Photograph by the author

Photograph by the author

The Blue Ridge is part of the oldest mountain range on earth. Its white granite rocks poke out of the red earth of the meadows and riverbanks. Its low peaks are worn soft, rounded on top, covered with a dense growth of maple, oak, hickory, white pine, and, once upon a time, chestnut. The trees in Floyd are young, as trees go. Their predecessors were cut down to build fences, barns, chicken coops, granaries, log cabins, farm houses, and dozens of little white-painted churches—Methodist, Brethren, Baptist, and Presbyterian. The logged hillsides have regrown and filled in over a century or two, some to be cut again.

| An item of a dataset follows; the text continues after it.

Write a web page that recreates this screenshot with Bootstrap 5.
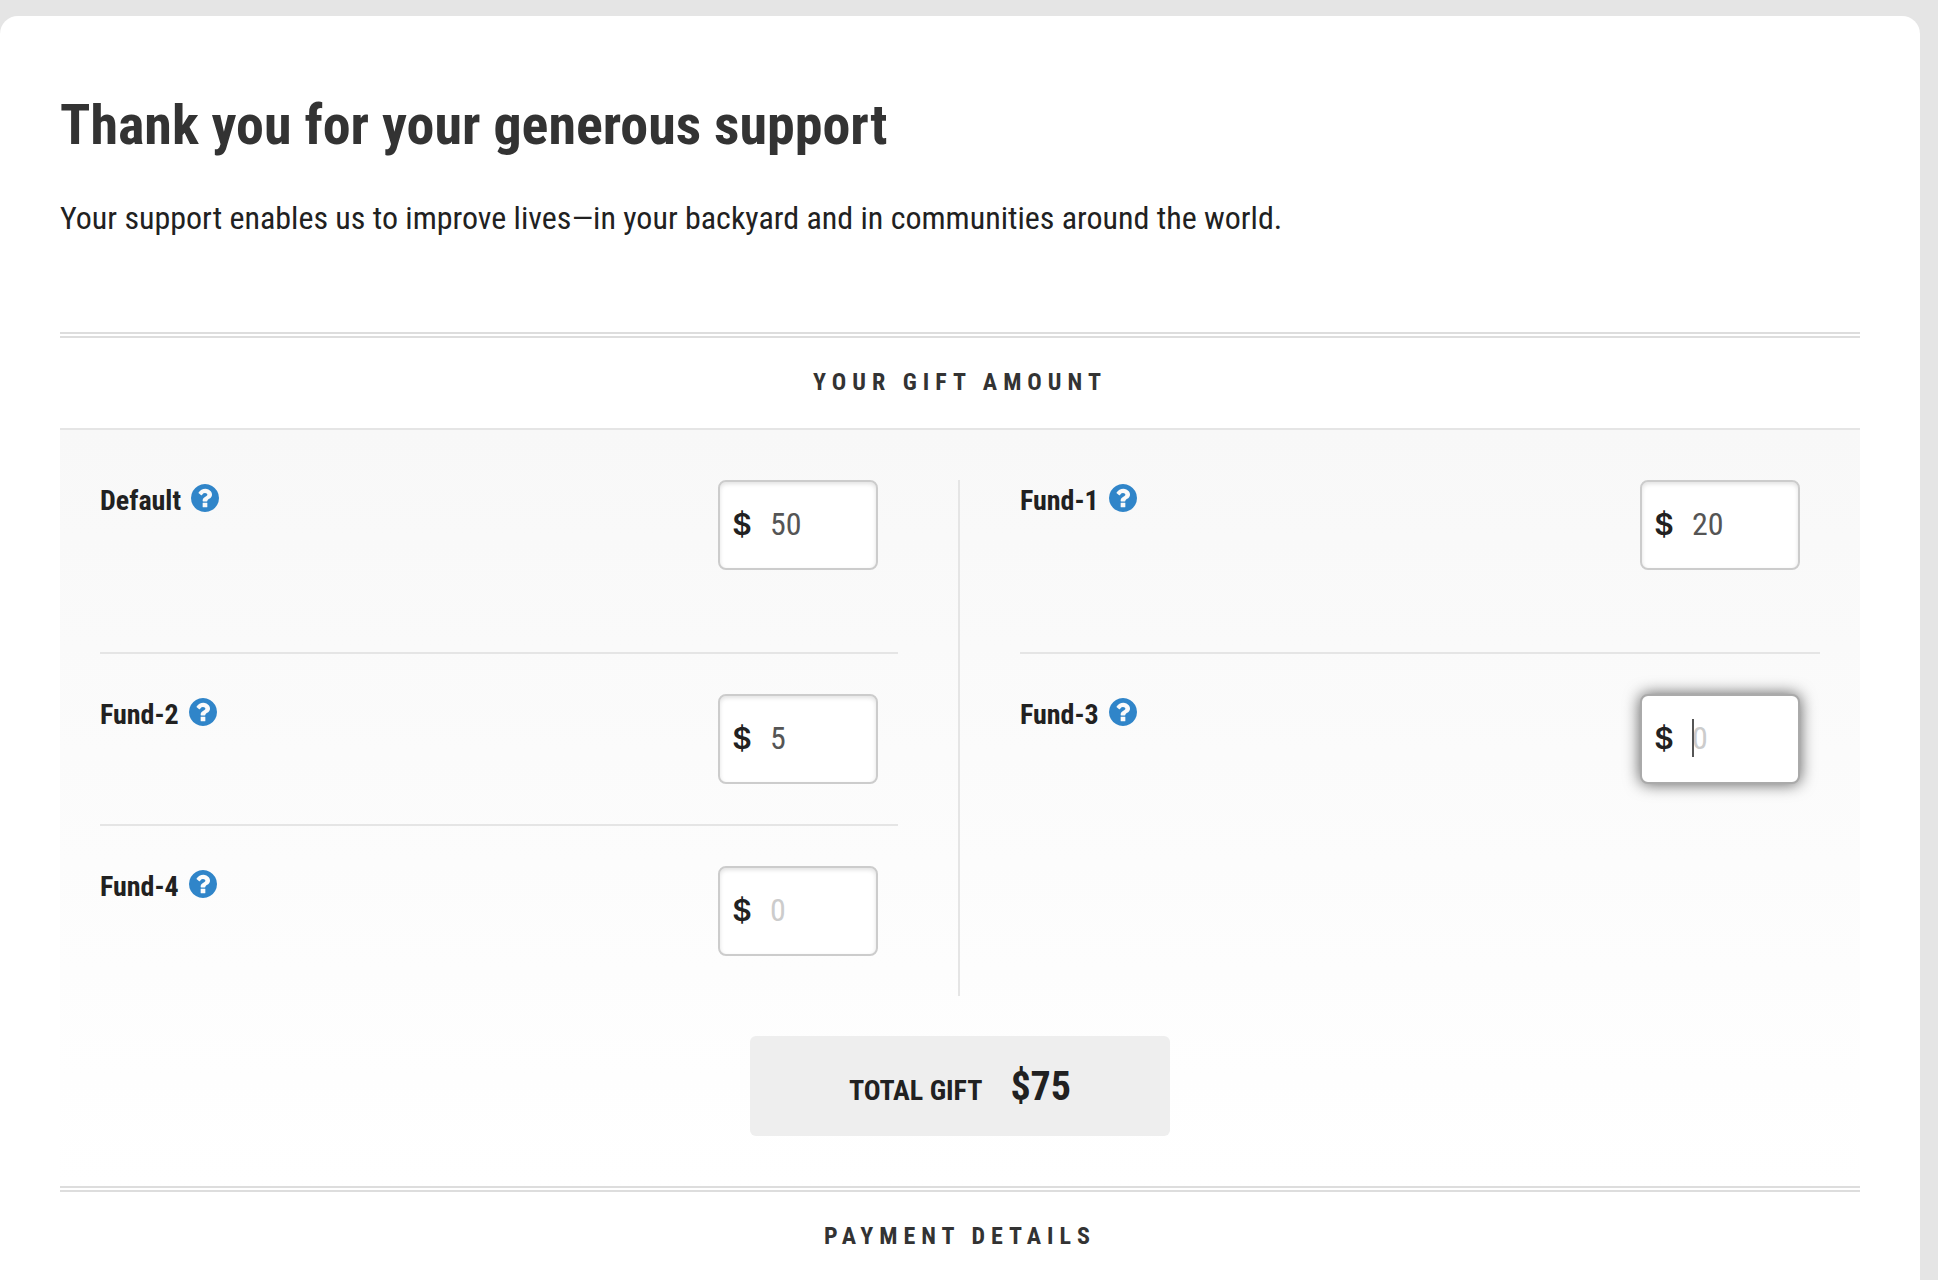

Northeast of town, halfway to the almost-town of Check, one of the gravel roads off of 221 is Cannaday School Road. It takes its name from a three-story white clapboard cube with a hipped roof set back among the trees, looking out over a boxwood hedge. Built in 1913 as a Presbyterian mission school, the Harris-Cannaday building served as both a church and boarding school for the isolated families living near the Franklin Pike. In the 1930s a girl named Harriet Shank started a high school there. By then few Harris-Cannaday students lived in the small sloping attic rooms, but rather came, like Harriet, from the families in the neighborhood. This side of Floyd County borders Franklin County, and at that time the families living on the Franklin Pike brushed up against the moonshiners and bootleggers of Franklin. In fact, on the date that Harriet was set to marry a man from the Pike, the wedding was delayed because bootleggers made off with his truck. But Harriet married Alvie Allen just the same.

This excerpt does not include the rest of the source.